Images are excluded; otherwise, output every record exactly.
━━ RECORD EXTRACTS
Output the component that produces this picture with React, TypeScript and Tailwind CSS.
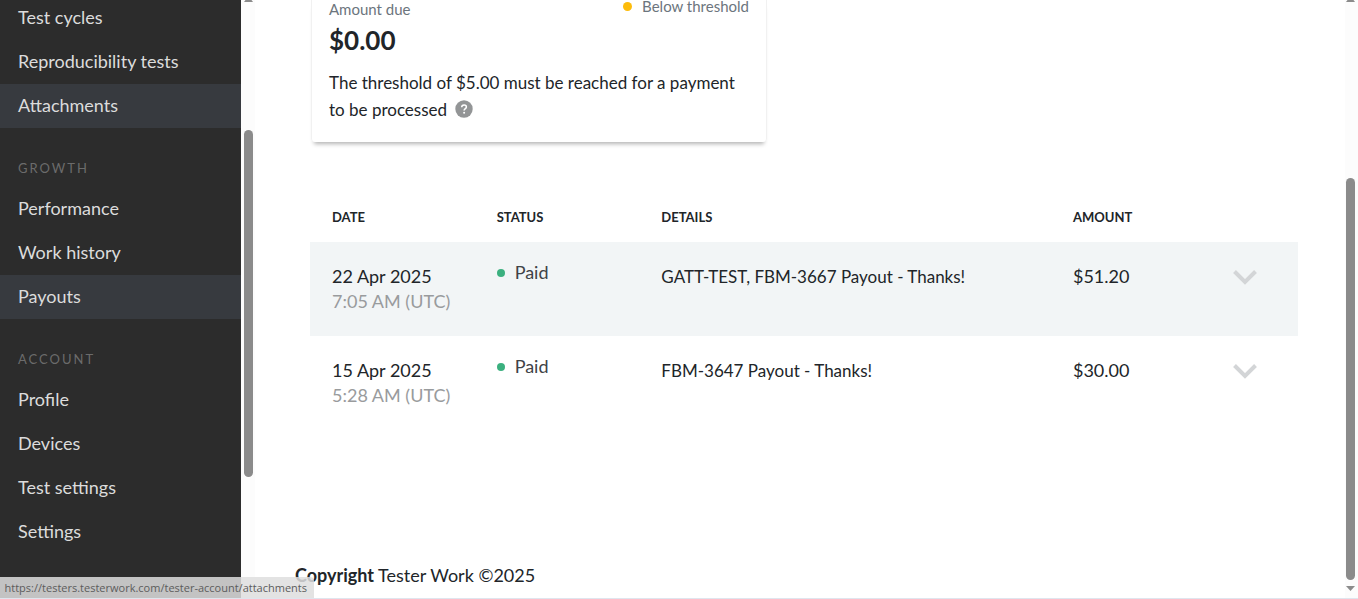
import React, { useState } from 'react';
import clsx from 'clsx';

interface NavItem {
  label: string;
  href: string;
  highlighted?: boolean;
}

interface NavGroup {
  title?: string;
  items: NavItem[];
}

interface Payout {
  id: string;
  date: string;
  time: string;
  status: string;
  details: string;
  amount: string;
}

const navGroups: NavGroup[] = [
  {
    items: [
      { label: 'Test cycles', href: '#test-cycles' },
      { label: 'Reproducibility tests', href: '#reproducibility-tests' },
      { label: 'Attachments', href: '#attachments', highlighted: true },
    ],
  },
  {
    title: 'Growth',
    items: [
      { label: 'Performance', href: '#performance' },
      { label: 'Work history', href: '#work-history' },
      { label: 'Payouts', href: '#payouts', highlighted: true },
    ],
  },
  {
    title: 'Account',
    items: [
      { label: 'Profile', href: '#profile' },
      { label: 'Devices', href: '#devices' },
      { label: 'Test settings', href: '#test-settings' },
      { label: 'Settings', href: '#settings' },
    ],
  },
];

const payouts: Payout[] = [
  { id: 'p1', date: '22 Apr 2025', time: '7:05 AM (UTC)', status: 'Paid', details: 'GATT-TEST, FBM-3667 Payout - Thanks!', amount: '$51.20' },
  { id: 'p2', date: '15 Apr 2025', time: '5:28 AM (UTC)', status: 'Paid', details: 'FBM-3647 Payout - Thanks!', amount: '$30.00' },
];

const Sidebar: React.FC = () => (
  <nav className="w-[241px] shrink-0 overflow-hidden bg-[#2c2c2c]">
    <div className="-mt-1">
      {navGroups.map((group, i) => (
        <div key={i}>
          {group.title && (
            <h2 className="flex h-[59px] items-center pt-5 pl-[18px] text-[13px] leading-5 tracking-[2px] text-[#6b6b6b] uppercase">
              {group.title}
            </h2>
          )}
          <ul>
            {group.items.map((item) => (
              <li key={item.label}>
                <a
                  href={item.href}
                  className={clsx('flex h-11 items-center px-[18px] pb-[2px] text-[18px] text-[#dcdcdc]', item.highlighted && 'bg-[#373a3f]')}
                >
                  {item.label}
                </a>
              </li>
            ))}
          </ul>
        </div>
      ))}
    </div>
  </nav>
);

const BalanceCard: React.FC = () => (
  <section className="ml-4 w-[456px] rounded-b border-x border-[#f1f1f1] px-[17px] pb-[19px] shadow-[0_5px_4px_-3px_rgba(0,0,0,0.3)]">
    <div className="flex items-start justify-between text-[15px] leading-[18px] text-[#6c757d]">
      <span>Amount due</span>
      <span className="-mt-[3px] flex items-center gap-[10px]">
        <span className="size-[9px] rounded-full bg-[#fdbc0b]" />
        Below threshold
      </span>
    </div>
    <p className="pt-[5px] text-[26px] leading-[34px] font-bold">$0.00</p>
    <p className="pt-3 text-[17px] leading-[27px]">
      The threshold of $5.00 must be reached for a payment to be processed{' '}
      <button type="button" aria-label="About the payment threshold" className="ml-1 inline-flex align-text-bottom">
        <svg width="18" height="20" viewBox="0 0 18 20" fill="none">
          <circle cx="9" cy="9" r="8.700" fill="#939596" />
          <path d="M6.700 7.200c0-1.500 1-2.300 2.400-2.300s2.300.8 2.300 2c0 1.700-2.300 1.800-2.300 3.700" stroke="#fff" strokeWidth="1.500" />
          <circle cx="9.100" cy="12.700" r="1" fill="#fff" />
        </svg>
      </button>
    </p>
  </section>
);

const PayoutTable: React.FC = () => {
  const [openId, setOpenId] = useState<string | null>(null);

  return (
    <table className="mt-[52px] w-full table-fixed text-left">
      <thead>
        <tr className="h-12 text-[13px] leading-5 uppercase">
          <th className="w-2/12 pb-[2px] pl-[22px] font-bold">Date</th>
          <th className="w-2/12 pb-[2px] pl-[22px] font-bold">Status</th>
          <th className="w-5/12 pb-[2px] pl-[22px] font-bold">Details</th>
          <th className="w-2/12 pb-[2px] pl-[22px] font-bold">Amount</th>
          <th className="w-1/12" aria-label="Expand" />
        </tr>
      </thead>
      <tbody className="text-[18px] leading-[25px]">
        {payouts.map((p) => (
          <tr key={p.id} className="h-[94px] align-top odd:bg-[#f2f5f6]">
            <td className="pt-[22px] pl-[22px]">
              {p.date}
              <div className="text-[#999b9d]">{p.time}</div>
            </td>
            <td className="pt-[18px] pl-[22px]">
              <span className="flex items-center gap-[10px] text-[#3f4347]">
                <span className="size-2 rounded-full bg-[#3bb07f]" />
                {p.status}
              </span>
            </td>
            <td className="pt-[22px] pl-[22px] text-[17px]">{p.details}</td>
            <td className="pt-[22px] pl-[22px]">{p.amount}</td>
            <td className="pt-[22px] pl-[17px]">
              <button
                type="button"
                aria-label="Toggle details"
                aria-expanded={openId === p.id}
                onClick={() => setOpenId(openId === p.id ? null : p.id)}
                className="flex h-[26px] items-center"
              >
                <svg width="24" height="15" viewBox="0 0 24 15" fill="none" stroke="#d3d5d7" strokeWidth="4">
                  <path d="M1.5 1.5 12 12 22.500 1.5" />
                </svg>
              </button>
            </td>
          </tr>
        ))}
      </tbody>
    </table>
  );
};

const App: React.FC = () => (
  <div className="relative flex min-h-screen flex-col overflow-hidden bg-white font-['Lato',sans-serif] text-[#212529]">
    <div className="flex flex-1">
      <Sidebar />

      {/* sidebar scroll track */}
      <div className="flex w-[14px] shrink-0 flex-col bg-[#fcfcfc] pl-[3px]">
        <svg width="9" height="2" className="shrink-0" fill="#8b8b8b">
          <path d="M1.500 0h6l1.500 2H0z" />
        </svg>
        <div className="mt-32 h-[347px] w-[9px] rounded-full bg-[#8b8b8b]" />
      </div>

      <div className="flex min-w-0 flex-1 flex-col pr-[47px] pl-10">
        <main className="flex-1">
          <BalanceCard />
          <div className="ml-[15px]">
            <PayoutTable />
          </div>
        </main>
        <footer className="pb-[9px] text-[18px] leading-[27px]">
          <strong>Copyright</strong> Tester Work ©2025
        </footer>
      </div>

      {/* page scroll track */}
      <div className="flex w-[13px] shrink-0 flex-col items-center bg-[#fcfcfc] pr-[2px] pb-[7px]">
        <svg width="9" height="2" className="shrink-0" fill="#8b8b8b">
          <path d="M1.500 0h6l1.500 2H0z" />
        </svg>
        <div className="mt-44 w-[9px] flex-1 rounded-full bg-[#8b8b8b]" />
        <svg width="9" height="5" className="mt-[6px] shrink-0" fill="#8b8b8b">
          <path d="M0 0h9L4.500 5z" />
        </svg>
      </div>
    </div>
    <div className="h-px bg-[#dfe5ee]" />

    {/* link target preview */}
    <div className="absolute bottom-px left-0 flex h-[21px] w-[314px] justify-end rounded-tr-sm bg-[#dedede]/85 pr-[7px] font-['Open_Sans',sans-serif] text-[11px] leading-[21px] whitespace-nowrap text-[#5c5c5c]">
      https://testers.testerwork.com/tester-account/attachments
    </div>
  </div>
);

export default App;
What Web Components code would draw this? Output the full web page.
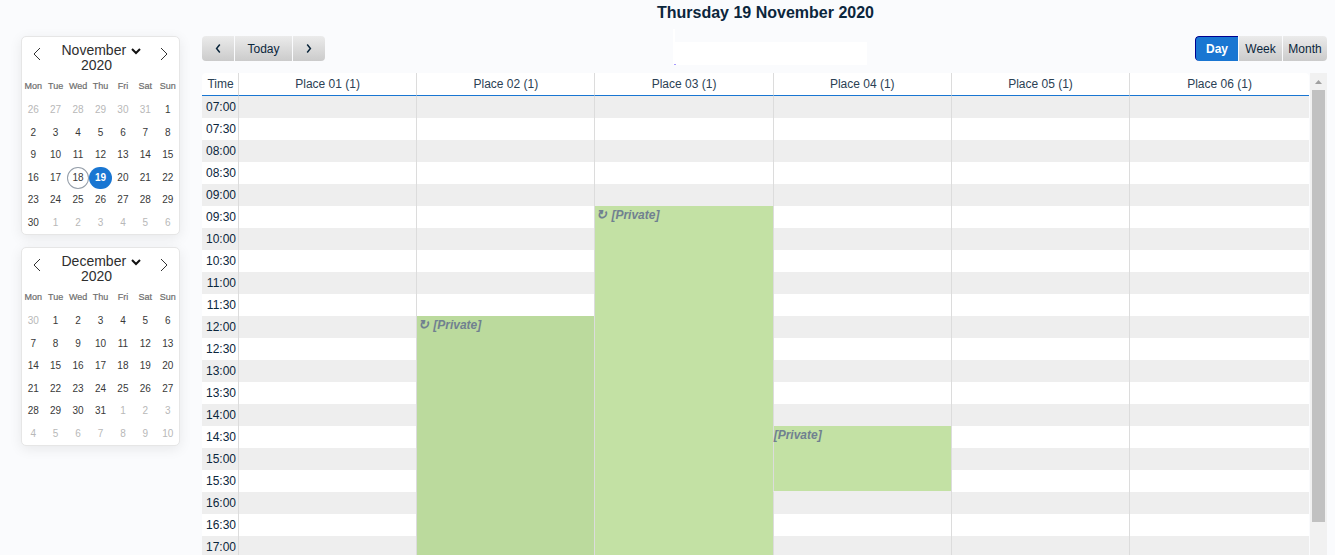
━━━━
TASK RESPONSE
Output the component that produces this picture with React, TypeScript and Tailwind CSS.
import React, { useState } from 'react';
import clsx from 'clsx';

interface NavItem {
  label: string;
  href: string;
  highlighted?: boolean;
}

interface NavGroup {
  title?: string;
  items: NavItem[];
}

interface Payout {
  id: string;
  date: string;
  time: string;
  status: string;
  details: string;
  amount: string;
}

const navGroups: NavGroup[] = [
  {
    items: [
      { label: 'Test cycles', href: '#test-cycles' },
      { label: 'Reproducibility tests', href: '#reproducibility-tests' },
      { label: 'Attachments', href: '#attachments', highlighted: true },
    ],
  },
  {
    title: 'Growth',
    items: [
      { label: 'Performance', href: '#performance' },
      { label: 'Work history', href: '#work-history' },
      { label: 'Payouts', href: '#payouts', highlighted: true },
    ],
  },
  {
    title: 'Account',
    items: [
      { label: 'Profile', href: '#profile' },
      { label: 'Devices', href: '#devices' },
      { label: 'Test settings', href: '#test-settings' },
      { label: 'Settings', href: '#settings' },
    ],
  },
];

const payouts: Payout[] = [
  { id: 'p1', date: '22 Apr 2025', time: '7:05 AM (UTC)', status: 'Paid', details: 'GATT-TEST, FBM-3667 Payout - Thanks!', amount: '$51.20' },
  { id: 'p2', date: '15 Apr 2025', time: '5:28 AM (UTC)', status: 'Paid', details: 'FBM-3647 Payout - Thanks!', amount: '$30.00' },
];

const Sidebar: React.FC = () => (
  <nav className="w-[241px] shrink-0 overflow-hidden bg-[#2c2c2c]">
    <div className="-mt-1">
      {navGroups.map((group, i) => (
        <div key={i}>
          {group.title && (
            <h2 className="flex h-[59px] items-center pt-5 pl-[18px] text-[13px] leading-5 tracking-[2px] text-[#6b6b6b] uppercase">
              {group.title}
            </h2>
          )}
          <ul>
            {group.items.map((item) => (
              <li key={item.label}>
                <a
                  href={item.href}
                  className={clsx('flex h-11 items-center px-[18px] pb-[2px] text-[18px] text-[#dcdcdc]', item.highlighted && 'bg-[#373a3f]')}
                >
                  {item.label}
                </a>
              </li>
            ))}
          </ul>
        </div>
      ))}
    </div>
  </nav>
);

const BalanceCard: React.FC = () => (
  <section className="ml-4 w-[456px] rounded-b border-x border-[#f1f1f1] px-[17px] pb-[19px] shadow-[0_5px_4px_-3px_rgba(0,0,0,0.3)]">
    <div className="flex items-start justify-between text-[15px] leading-[18px] text-[#6c757d]">
      <span>Amount due</span>
      <span className="-mt-[3px] flex items-center gap-[10px]">
        <span className="size-[9px] rounded-full bg-[#fdbc0b]" />
        Below threshold
      </span>
    </div>
    <p className="pt-[5px] text-[26px] leading-[34px] font-bold">$0.00</p>
    <p className="pt-3 text-[17px] leading-[27px]">
      The threshold of $5.00 must be reached for a payment to be processed{' '}
      <button type="button" aria-label="About the payment threshold" className="ml-1 inline-flex align-text-bottom">
        <svg width="18" height="20" viewBox="0 0 18 20" fill="none">
          <circle cx="9" cy="9" r="8.700" fill="#939596" />
          <path d="M6.700 7.200c0-1.500 1-2.300 2.400-2.300s2.300.8 2.300 2c0 1.700-2.300 1.800-2.300 3.700" stroke="#fff" strokeWidth="1.500" />
          <circle cx="9.100" cy="12.700" r="1" fill="#fff" />
        </svg>
      </button>
    </p>
  </section>
);

const PayoutTable: React.FC = () => {
  const [openId, setOpenId] = useState<string | null>(null);

  return (
    <table className="mt-[52px] w-full table-fixed text-left">
      <thead>
        <tr className="h-12 text-[13px] leading-5 uppercase">
          <th className="w-2/12 pb-[2px] pl-[22px] font-bold">Date</th>
          <th className="w-2/12 pb-[2px] pl-[22px] font-bold">Status</th>
          <th className="w-5/12 pb-[2px] pl-[22px] font-bold">Details</th>
          <th className="w-2/12 pb-[2px] pl-[22px] font-bold">Amount</th>
          <th className="w-1/12" aria-label="Expand" />
        </tr>
      </thead>
      <tbody className="text-[18px] leading-[25px]">
        {payouts.map((p) => (
          <tr key={p.id} className="h-[94px] align-top odd:bg-[#f2f5f6]">
            <td className="pt-[22px] pl-[22px]">
              {p.date}
              <div className="text-[#999b9d]">{p.time}</div>
            </td>
            <td className="pt-[18px] pl-[22px]">
              <span className="flex items-center gap-[10px] text-[#3f4347]">
                <span className="size-2 rounded-full bg-[#3bb07f]" />
                {p.status}
              </span>
            </td>
            <td className="pt-[22px] pl-[22px] text-[17px]">{p.details}</td>
            <td className="pt-[22px] pl-[22px]">{p.amount}</td>
            <td className="pt-[22px] pl-[17px]">
              <button
                type="button"
                aria-label="Toggle details"
                aria-expanded={openId === p.id}
                onClick={() => setOpenId(openId === p.id ? null : p.id)}
                className="flex h-[26px] items-center"
              >
                <svg width="24" height="15" viewBox="0 0 24 15" fill="none" stroke="#d3d5d7" strokeWidth="4">
                  <path d="M1.5 1.5 12 12 22.500 1.5" />
                </svg>
              </button>
            </td>
          </tr>
        ))}
      </tbody>
    </table>
  );
};

const App: React.FC = () => (
  <div className="relative flex min-h-screen flex-col overflow-hidden bg-white font-['Lato',sans-serif] text-[#212529]">
    <div className="flex flex-1">
      <Sidebar />

      {/* sidebar scroll track */}
      <div className="flex w-[14px] shrink-0 flex-col bg-[#fcfcfc] pl-[3px]">
        <svg width="9" height="2" className="shrink-0" fill="#8b8b8b">
          <path d="M1.500 0h6l1.500 2H0z" />
        </svg>
        <div className="mt-32 h-[347px] w-[9px] rounded-full bg-[#8b8b8b]" />
      </div>

      <div className="flex min-w-0 flex-1 flex-col pr-[47px] pl-10">
        <main className="flex-1">
          <BalanceCard />
          <div className="ml-[15px]">
            <PayoutTable />
          </div>
        </main>
        <footer className="pb-[9px] text-[18px] leading-[27px]">
          <strong>Copyright</strong> Tester Work ©2025
        </footer>
      </div>

      {/* page scroll track */}
      <div className="flex w-[13px] shrink-0 flex-col items-center bg-[#fcfcfc] pr-[2px] pb-[7px]">
        <svg width="9" height="2" className="shrink-0" fill="#8b8b8b">
          <path d="M1.500 0h6l1.500 2H0z" />
        </svg>
        <div className="mt-44 w-[9px] flex-1 rounded-full bg-[#8b8b8b]" />
        <svg width="9" height="5" className="mt-[6px] shrink-0" fill="#8b8b8b">
          <path d="M0 0h9L4.500 5z" />
        </svg>
      </div>
    </div>
    <div className="h-px bg-[#dfe5ee]" />

    {/* link target preview */}
    <div className="absolute bottom-px left-0 flex h-[21px] w-[314px] justify-end rounded-tr-sm bg-[#dedede]/85 pr-[7px] font-['Open_Sans',sans-serif] text-[11px] leading-[21px] whitespace-nowrap text-[#5c5c5c]">
      https://testers.testerwork.com/tester-account/attachments
    </div>
  </div>
);

export default App;
What Web Components code would draw this? Output the full web page.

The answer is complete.